For some people, a visit to their Georgia doctor could prove deadly or leave them with serious harm. A recent study showed that misdiagnoses and delayed diagnoses are shockingly common, and 33% result in permanent disabilities or death. A majority of these medical errors centered around three major medical conditions. Here’s what you should know.
Misdiagnoses can lead to death
Researchers from the John Hopkins University School of Medicine reviewed 55,000 medical malpractice cases reported in the database Comparative Benchmarking System. They found that each year, 12,000 people in the U.S. receive a misdiagnosis, and 33% of those result in serious injury or death. Researchers found that 74.1% of cases involving misdiagnosis resulting in death or catastrophic injuries occurred when people had one of three major conditions, including cancer, vascular issues, or severe infections.
Preventing diagnostic errors leading to harm
Doctors should collaborate with colleagues when they are unsure of a diagnosis and carefully review all lab reports. Most of the misdiagnoses happened in walk-in urgent clinics and emergency departments. Additional training should be provided in spotting the symptoms of these conditions to reduce the potential for error.

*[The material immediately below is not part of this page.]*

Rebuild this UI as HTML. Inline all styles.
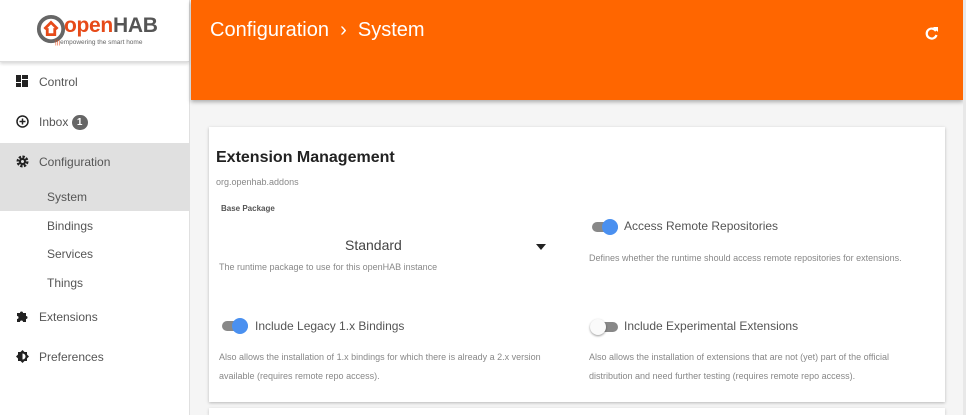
<!DOCTYPE html>
<html style="width:966px;height:415px;overflow:hidden"><head><style>
*{margin:0;padding:0;box-sizing:border-box}
body{width:966px;height:415px;overflow:hidden;background:#f5f5f5;font-family:"Liberation Sans",sans-serif;position:relative;color:#333}
.side{position:absolute;left:0;top:0;width:190px;height:415px;background:#fff;border-right:1px solid #e0e0e0}
.logo{height:62px;border-bottom:1px solid #ddd;box-shadow:0 2px 3px rgba(0,0,0,.15);position:relative}
.it{position:absolute;left:0;width:190px;font-size:12px;color:#555}
.it svg{position:absolute;left:16px}
.it span{position:absolute;left:39px}
.sub{position:absolute;left:47px;font-size:12px;color:#555}
.hdr{position:absolute;left:191px;top:0;width:772px;height:100px;background:#ff6600;box-shadow:0 2px 4px rgba(0,0,0,.3)}
.hdr h1{position:absolute;left:19px;top:19px;font-weight:normal;font-size:20px;color:#fff}
.card{position:absolute;left:209px;top:127px;width:736px;height:275px;background:#fff;box-shadow:0 1px 3px rgba(0,0,0,.25)}
.t{position:absolute;font-size:12px;color:#555}
.d{position:absolute;font-size:9px;color:#888;line-height:19px}
.tg{position:absolute;width:26px;height:10px;border-radius:5px;background:#888}
.tg i{position:absolute;top:-3px;width:16px;height:16px;border-radius:50%}
</style></head><body>
<div class="side">
 <div class="logo">
  <svg style="position:absolute;left:36px;top:14px" width="30" height="30" viewBox="0 0 32 32"><circle cx="16" cy="16" r="13" fill="none" stroke="#666" stroke-width="4"/><path d="M9 16 L16 9 L23 16 M12 15 V22 H20 V15" fill="none" stroke="#e64a19" stroke-width="3"/></svg>
  <div style="position:absolute;left:64px;top:14px;font-size:21px;font-weight:bold;letter-spacing:-0.3px"><span style="color:#e64a19">open</span><span style="color:#555">HAB</span></div>
  <div style="position:absolute;left:55px;top:39px;font-size:6.5px;color:#666"><span style="color:#e64a19">|||</span>empowering the smart home</div>
 </div>
 <div class="it" style="top:75px"><svg width="12" height="12" viewBox="0 0 12 12"><rect x="0" y="0" width="5" height="7" fill="#222"/><rect x="6" y="0" width="6" height="4" fill="#222"/><rect x="0" y="8" width="5" height="4" fill="#222"/><rect x="6" y="5" width="6" height="7" fill="#222"/></svg><span>Control</span></div>
 <div class="it" style="top:115px"><svg width="13" height="13" viewBox="0 0 13 13"><circle cx="6.5" cy="6.5" r="5.5" fill="none" stroke="#222" stroke-width="1.5"/><path d="M6.5 3.5V9.5M3.5 6.5H9.5" stroke="#222" stroke-width="1.5"/></svg><span>Inbox <b style="display:inline-block;background:#666;color:#fff;border-radius:8px;width:16px;height:15px;text-align:center;font-size:10px;line-height:15px;vertical-align:middle">1</b></span></div>
 <div style="position:absolute;left:0;top:143px;width:190px;height:68px;background:#e0e0e0"></div>
 <div class="it" style="top:155px"><svg width="13" height="13" viewBox="0 0 13 13"><circle cx="6.5" cy="6.5" r="4.5" fill="none" stroke="#222" stroke-width="3" stroke-dasharray="2.2 1.3"/><circle cx="6.5" cy="6.5" r="3.5" fill="#222"/><circle cx="6.5" cy="6.5" r="1.5" fill="#e0e0e0"/></svg><span>Configuration</span></div>
 <div class="sub" style="top:190px">System</div>
 <div class="sub" style="top:219px">Bindings</div>
 <div class="sub" style="top:247px">Services</div>
 <div class="sub" style="top:276px">Things</div>
 <div class="it" style="top:310px"><svg width="13" height="13" viewBox="0 0 13 13"><path d="M1 3H4a1.5 1.5 0 1 1 3 0H10V6a1.5 1.5 0 1 1 0 3V12H7a1.5 1.5 0 1 0-3 0H1V9a1.5 1.5 0 1 0 0-3Z" fill="#222"/></svg><span>Extensions</span></div>
 <div class="it" style="top:350px"><svg width="13" height="13" viewBox="0 0 13 13"><path d="M6.5 0L8.5 2H11V4.5L13 6.5L11 8.5V11H8.5L6.5 13L4.5 11H2V8.5L0 6.5L2 4.5V2H4.5Z" fill="#222"/><path d="M6.5 3.5A3 3 0 0 1 6.5 9.5Z" fill="#fff"/></svg><span>Preferences</span></div>
</div>
<div class="hdr"><h1>Configuration &nbsp;›&nbsp; System</h1>
 <svg style="position:absolute;left:733px;top:26px" width="15" height="15" viewBox="0 0 15 15"><path d="M12 5A5 5 0 1 0 12.5 9" fill="none" stroke="#fff" stroke-width="2.2"/><path d="M9 1L14 1L14 6Z" fill="#fff"/></svg>
</div>
<div style="position:absolute;left:963px;top:0;width:3px;height:415px;background:#e8e8e8"></div>
<div class="card">
 <div style="position:absolute;left:7px;top:22px;font-size:16px;font-weight:bold;color:#222">Extension Management</div>
 <div class="d" style="left:7px;top:46px;color:#888">org.openhab.addons</div>
 <div style="position:absolute;left:12px;top:77px;font-size:8px;font-weight:bold;color:#555">Base Package</div>
 <div style="position:absolute;left:136px;top:110px;font-size:14px;color:#444">Standard</div>
 <div style="position:absolute;left:327px;top:117px;width:0;height:0;border-left:5px solid transparent;border-right:5px solid transparent;border-top:6px solid #222"></div>
 <div class="d" style="left:10px;top:131px">The runtime package to use for this openHAB instance</div>
 <div class="tg" style="left:383px;top:95px"><i style="left:10px;background:#4a90f0"></i></div>
 <div class="t" style="left:415px;top:92px">Access Remote Repositories</div>
 <div class="d" style="left:380px;top:122px">Defines whether the runtime should access remote repositories for extensions.</div>
 <div class="tg" style="left:13px;top:194px"><i style="left:10px;background:#4a90f0"></i></div>
 <div class="t" style="left:46px;top:192px">Include Legacy 1.x Bindings</div>
 <div class="d" style="left:10px;top:221px">Also allows the installation of 1.x bindings for which there is already a 2.x version<br>available (requires remote repo access).</div>
 <div class="tg" style="left:383px;top:195px"><i style="left:-2px;background:#fafafa;box-shadow:0 1px 2px rgba(0,0,0,.4)"></i></div>
 <div class="t" style="left:415px;top:192px">Include Experimental Extensions</div>
 <div class="d" style="left:380px;top:221px">Also allows the installation of extensions that are not (yet) part of the official<br>distribution and need further testing (requires remote repo access).</div>
</div>
<div style="position:absolute;left:209px;top:408px;width:736px;height:7px;background:#fff;box-shadow:0 1px 3px rgba(0,0,0,.2)"></div>
</body></html>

A few of the things doctors and hospitals should do to reduce diagnostic errors include the following:
- Listen carefully to patients
- Encourage patients to talk about their symptoms
- Collaborate with a medical team
- Follow up with patients
Patients can also take steps to reduce their chance of being misdiagnosed. If a patient feels something is wrong but is told they are fine by a doctor, they should seek a second opinion from a different doctor. Patients should be empowered to assume a bigger role in their care. They should ask questions and be unafraid to talk about the symptoms they are experiencing. If a doctor fails to listen to the concerns of a patient in the emergency department, the patient should seek out a different doctor to determine whether something is wrong. They should also reach out to the hospital to explain their concerns.